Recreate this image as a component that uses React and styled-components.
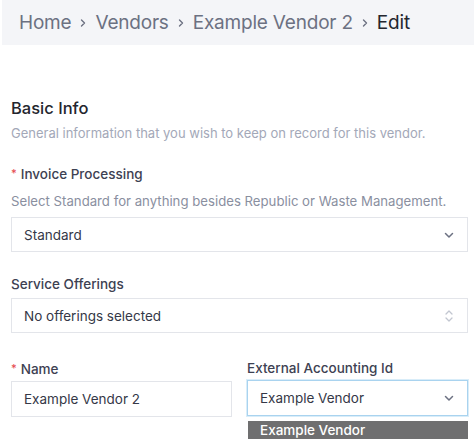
import styled, { createGlobalStyle } from 'styled-components'

const GlobalStyle = createGlobalStyle`
	html, body { margin: 0; padding: 0; background: #ffffff; }
	body { font-family: Inter, "Open Sans", sans-serif; }
`

const Page = styled.div`
	width: 474px;
	height: 445px;
	overflow: hidden;
	background: #fff;
`

const Breadcrumb = styled.nav`
	display: flex;
	align-items: center;
	gap: 8px;
	height: 45px;
	margin-left: 2px;
	padding: 0 17px;
	background: #f4f5f8;
	font-size: 19px;
	letter-spacing: -0.2px;
	color: #6c7182;
`

const Crumb = styled.span`
	color: ${props => props.current ? '#24262f' : '#6c7182'};
`

const Sep = styled.span`
	display: flex;
	align-items: center;
`

const Section = styled.section`
	padding: 52px 6px 0 11px;
`

const Title = styled.h2`
	margin: 0;
	font-size: 16.5px;
	font-weight: 500;
	color: #23252d;
	line-height: 22px;
`

const Subtitle = styled.p`
	margin: 5px 0 0;
	font-size: 13px;
	color: #a3a8b8;
	line-height: 18px;
`

const Field = styled.div`
	margin-top: ${props => props.top || 0}px;
	display: flex;
	flex-direction: column;
`

const Label = styled.label`
	font-size: 13.5px;
	font-weight: 500;
	color: #3d4152;
	line-height: 18px;
`

const Req = styled.span`
	color: #e5484d;
	font-size: 11px;
	vertical-align: 2px;
	margin-right: 4px;
`

const Help = styled.div`
	margin-top: 9px;
	font-size: 13.2px;
	color: #8a8f9f;
	line-height: 18px;
`

const Box = styled.div`
	margin-top: ${props => props.gap || 0}px;
	height: ${props => props.h || 35}px;
	box-sizing: border-box;
	display: flex;
	align-items: center;
	justify-content: space-between;
	padding: 0 12px 0 12px;
	border: 1px solid ${props => props.focus ? '#a9d3ef' : '#e3e5ea'};
	box-shadow: ${props => props.focus ? '0 0 0 1px #d9edf9' : 'none'};
	font-size: 13.5px;
	color: #353847;
	background: #fff;
`

const Row = styled.div`
	margin-top: 26px;
	display: grid;
	grid-template-columns: 221px 221px;
	gap: 15px;
`

const Cell = styled.div`
	position: relative;
	display: flex;
	flex-direction: column;
`

// the open option list of the focused select
const Menu = styled.div`
	position: absolute;
	left: 1px;
	right: 0;
	top: 62px;
	height: 18px;
	padding-left: 12px;
	display: flex;
	align-items: center;
	background: #6f6f70;
	color: #fff;
	font-size: 13.5px;
	font-weight: 500;
`

function Chevron() {
	return (
		<svg width="12" height="12" viewBox="0 0 12 12" fill="none" stroke="#6c7182" strokeWidth="1.5" strokeLinecap="round" strokeLinejoin="round">
			<path d="M2.5 4.5 L6 8 L9.5 4.5" />
		</svg>
	)
}

function Arrow() {
	return (
		<svg width="8" height="12" viewBox="0 0 8 12" fill="none" stroke="#6c7182" strokeWidth="1.4" strokeLinecap="round" strokeLinejoin="round">
			<path d="M2.5 3 L5.5 6 L2.5 9" />
		</svg>
	)
}

function UpDown() {
	return (
		<svg width="12" height="16" viewBox="0 0 12 16" fill="none" stroke="#c2c6d0" strokeWidth="1.3" strokeLinecap="round" strokeLinejoin="round">
			<path d="M3 6 L6 3 L9 6" />
			<path d="M3 10 L6 13 L9 10" />
		</svg>
	)
}

export default function App() {
	return (
		<Page>
			<GlobalStyle />
			<Breadcrumb>
				<Crumb>Home</Crumb><Sep><Arrow /></Sep>
				<Crumb>Vendors</Crumb><Sep><Arrow /></Sep>
				<Crumb>Example Vendor 2</Crumb><Sep><Arrow /></Sep>
				<Crumb current>Edit</Crumb>
			</Breadcrumb>

			<Section>
				<Title>Basic Info</Title>
				<Subtitle>General information that you wish to keep on record for this vendor.</Subtitle>

				<Field top={22}>
					<Label><Req>*</Req>Invoice Processing</Label>
					<Help>Select Standard for anything besides Republic or Waste Management.</Help>
					<Box gap={7}>Standard<Chevron /></Box>
				</Field>

				<Field top={23}>
					<Label>Service Offerings</Label>
					<Box gap={5}>No offerings selected<UpDown /></Box>
				</Field>

				<Row>
					<Cell>
						<Label><Req>*</Req>Name</Label>
						<Box gap={3} h={36}>Example Vendor 2</Box>
					</Cell>
					<Cell>
						<Label>External Accounting Id</Label>
						<Box gap={3} h={36} focus>Example Vendor<Chevron /></Box>
						<Menu>Example Vendor</Menu>
					</Cell>
				</Row>
			</Section>
		</Page>
	)
}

------------------------------------------------

STATED EXERCISE: Select every line where the word "components" occurs.

TASK ANSWER:
Recreate this image as a component that uses React and styled-components.
import styled, { createGlobalStyle } from 'styled-components'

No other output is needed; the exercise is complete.